During this period, Chanel became the mistress of the wealthy textile heir Etienne Balsan, and for the next three years lived a self-indulgent lifestyle while cultivating the wealthy social set who revelled in their fortunes and decadent gratification. You can almost see Chanel’s future starting to map itself out.

In 1908 Chanel began a second affair, which lasted nine years, with a friend of Balsan – the never faithful polo playing Captain Arthur Edward ‘Boy’ Capel During this time Chanel began designing hats – an venture which evolved into a commercial enterprise. She gained her licence as a milliner in 1910 and opened a boutique (supposedly financed by Capel) at 21 rue Cambon in Paris, under the name Chanel Modes, from where she designed and sold her outsized millinery creations. Many of these featured copious quantities of feathers which were often referred to as ‘birds nests’.

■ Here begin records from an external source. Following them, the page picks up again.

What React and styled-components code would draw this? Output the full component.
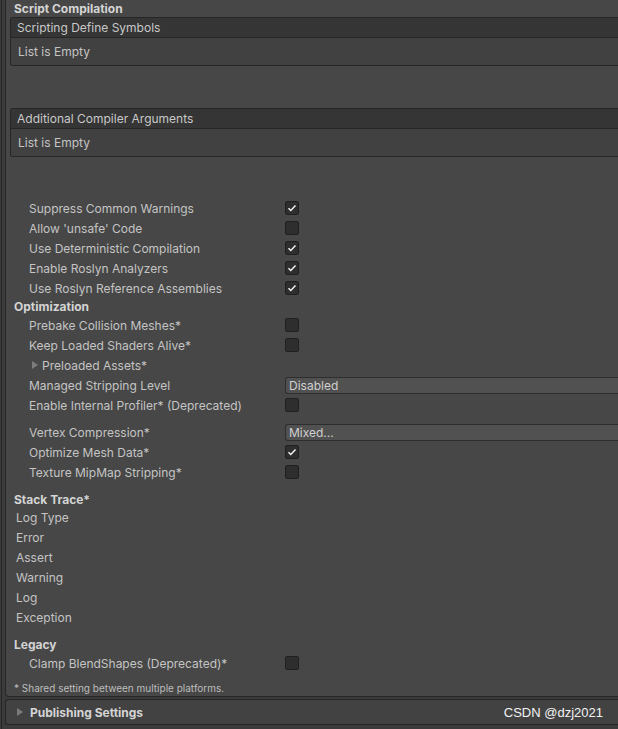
import React from "react";
import styled, { createGlobalStyle } from "styled-components";

const GlobalStyle = createGlobalStyle`
    html, body {
        margin: 0;
        padding: 0;
        background: #3b3b3b;
    }
    body {
        font-family: Inter, "Noto Sans", "Liberation Sans", sans-serif;
        font-size: 12px;
        color: #c4c4c4;
    }
`;

const Window = styled.div`
    width: 618px;
    height: 729px;
    overflow: hidden;
    box-sizing: border-box;
    padding-left: 1px;
`;

const Gutter = styled.div`
    height: 100%;
    border-left: 1px solid #262626;
    padding-left: 3px;
    box-sizing: border-box;
`;

const Panel = styled.div`
    background: #474747;
    border: 1px solid #262626;
    border-top: none;
    border-right: none;
    border-bottom-left-radius: 4px;
    height: 697px;
    box-sizing: border-box;
    display: flex;
    flex-direction: column;
`;

const SectionTitle = styled.div`
    font-weight: 700;
    color: #d4d4d4;
    height: ${p => p.$h || 17}px;
    line-height: ${p => p.$h || 17}px;
    padding-left: 8px;
    margin-top: ${p => p.$top || 0}px;
`;

const ListBox = styled.div`
    margin-left: 4px;
    margin-bottom: ${p => p.$bottom}px;
    border: 1px solid #262626;
    border-right: none;
    border-radius: 3px 0 0 3px;
    overflow: hidden;
`;

const ListHeader = styled.div`
    background: #353535;
    height: 19px;
    line-height: 19px;
    padding-left: 6px;
    border-bottom: 1px solid #262626;
    color: #c8c8c8;
`;

const ListBody = styled.div`
    background: #414141;
    height: 27px;
    line-height: 27px;
    padding-left: 7px;
`;

const Row = styled.div`
    display: grid;
    grid-template-columns: 279px 1fr;
    align-items: center;
    height: ${p => p.$h || 20}px;
    margin-top: ${p => p.$top || 0}px;
`;

const Label = styled.div`
    padding-left: ${p => p.$indent ?? 23}px;
    display: flex;
    align-items: center;
    gap: 4px;
    white-space: nowrap;
`;

const Foldout = styled.span`
    width: 0;
    height: 0;
    border-top: 4.5px solid transparent;
    border-bottom: 4.5px solid transparent;
    border-left: 6px solid #7c7c7c;
    margin-left: ${p => p.$left || 0}px;
`;

const Box = styled.span`
    width: 12px;
    height: 12px;
    background: #2e2e2e;
    border: 1px solid #202020;
    border-radius: 2px;
    display: flex;
    align-items: center;
    justify-content: center;
`;

const Dropdown = styled.div`
    height: 15px;
    line-height: 15px;
    background: #515151;
    border: 1px solid #2e2e2e;
    border-right: none;
    border-radius: 3px 0 0 3px;
    padding-left: 3px;
    color: #d0d0d0;
`;

const Note = styled.div`
    font-size: 10px;
    padding-left: 8px;
    margin-top: 9px;
    color: #bdbdbd;
`;

const PublishBar = styled.div`
    margin-top: 2px;
    height: 26px;
    border: 1px solid #262626;
    border-right: none;
    border-radius: 3px 0 0 3px;
    background: #424242;
    display: flex;
    align-items: center;
    padding: 0 15px 0 11px;
    gap: 7px;
    box-sizing: border-box;
`;

const BarTitle = styled.span`
    font-weight: 700;
    color: #d4d4d4;
    flex: 1;
`;

const Watermark = styled.span`
    font-family: "Liberation Sans", Arial, sans-serif;
    font-size: 13px;
    color: #f2f2f2;
`;

function Check({ on }) {
    return (
        <Box>
            {on && (
                <svg width="10" height="10" viewBox="0 0 10 10">
                    <polyline points="1.5,5.2 3.8,7.5 8.5,2.5" fill="none" stroke="#f0f0f0" strokeWidth="1.5" />
                </svg>
            )}
        </Box>
    );
}

function Field({ label, value, h, top, indent }) {
    return (
        <Row $h={h} $top={top}>
            <Label $indent={indent}>{label}</Label>
            {value === undefined ? <span /> : typeof value === "string" ? <Dropdown>{value}</Dropdown> : <Check on={value} />}
        </Row>
    );
}

const compilerFlags = [
    ["Suppress Common Warnings", true],
    ["Allow 'unsafe' Code", false],
    ["Use Deterministic Compilation", true],
    ["Enable Roslyn Analyzers", true],
    ["Use Roslyn Reference Assemblies", true],
];

const logTypes = ["Error", "Assert", "Warning", "Log", "Exception"];

export default function App() {
    return (
        <>
            <GlobalStyle />
            <Window>
                <Gutter>
                    <Panel>
                        <SectionTitle>Script Compilation</SectionTitle>
                        <ListBox $bottom={42}>
                            <ListHeader>Scripting Define Symbols</ListHeader>
                            <ListBody>List is Empty</ListBody>
                        </ListBox>
                        <ListBox $bottom={41}>
                            <ListHeader>Additional Compiler Arguments</ListHeader>
                            <ListBody>List is Empty</ListBody>
                        </ListBox>

                        {compilerFlags.map(([label, on]) => (
                            <Field key={label} label={label} value={on} />
                        ))}

                        <SectionTitle>Optimization</SectionTitle>
                        <Field label="Prebake Collision Meshes*" value={false} />
                        <Field label="Keep Loaded Shaders Alive*" value={false} />
                        <Row>
                            <Label><Foldout $left={3} />Preloaded Assets*</Label>
                        </Row>
                        <Field label="Managed Stripping Level" value="Disabled" />
                        <Field label="Enable Internal Profiler* (Deprecated)" value={false} />
                        <Field label="Vertex Compression*" value="Mixed..." top={7} />
                        <Field label="Optimize Mesh Data*" value={true} />
                        <Field label="Texture MipMap Stripping*" value={false} />

                        <SectionTitle $top={9}>Stack Trace*</SectionTitle>
                        <Field label="Log Type" indent={10} h={19} />
                        {logTypes.map(t => (
                            <Field key={t} label={t} indent={10} />
                        ))}

                        <SectionTitle $top={9}>Legacy</SectionTitle>
                        <Field label="Clamp BlendShapes (Deprecated)*" value={false} />
                        <Note>* Shared setting between multiple platforms.</Note>
                    </Panel>
                    <PublishBar>
                        <Foldout />
                        <BarTitle>Publishing Settings</BarTitle>
                        <Watermark>CSDN @dzj2021</Watermark>
                    </PublishBar>
                </Gutter>
            </Window>
        </>
    );
}
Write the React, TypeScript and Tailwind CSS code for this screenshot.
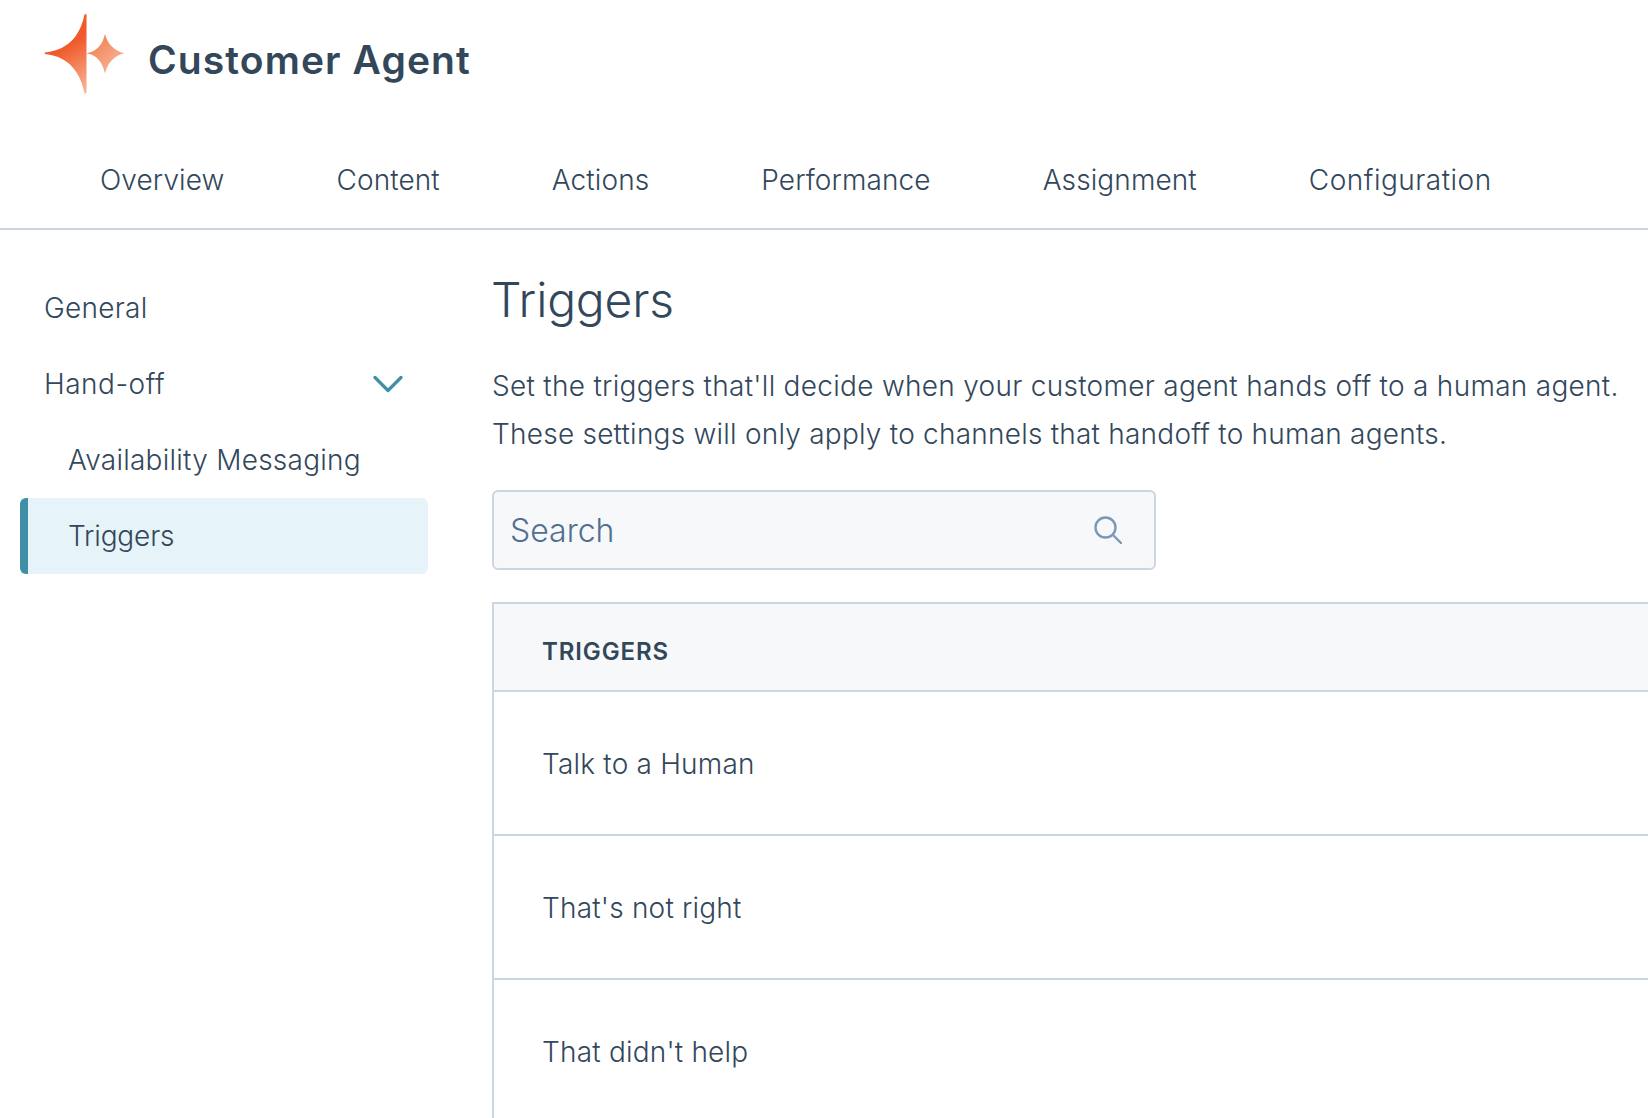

It was at this time that Chanel’s millinery career really took off when the renowned theatre actress Gabrielle Dorziat wore her Edwardian style hats in Fernand Nozière’s play Bel Ami in 1912 and later in the same year in the publication Les Modes. Coco was on her way and her large feathered hats, to a considerable degree, had opened the door to what became an astounding and diverse life that most of us can only dream about. Merci Coco pour les modes.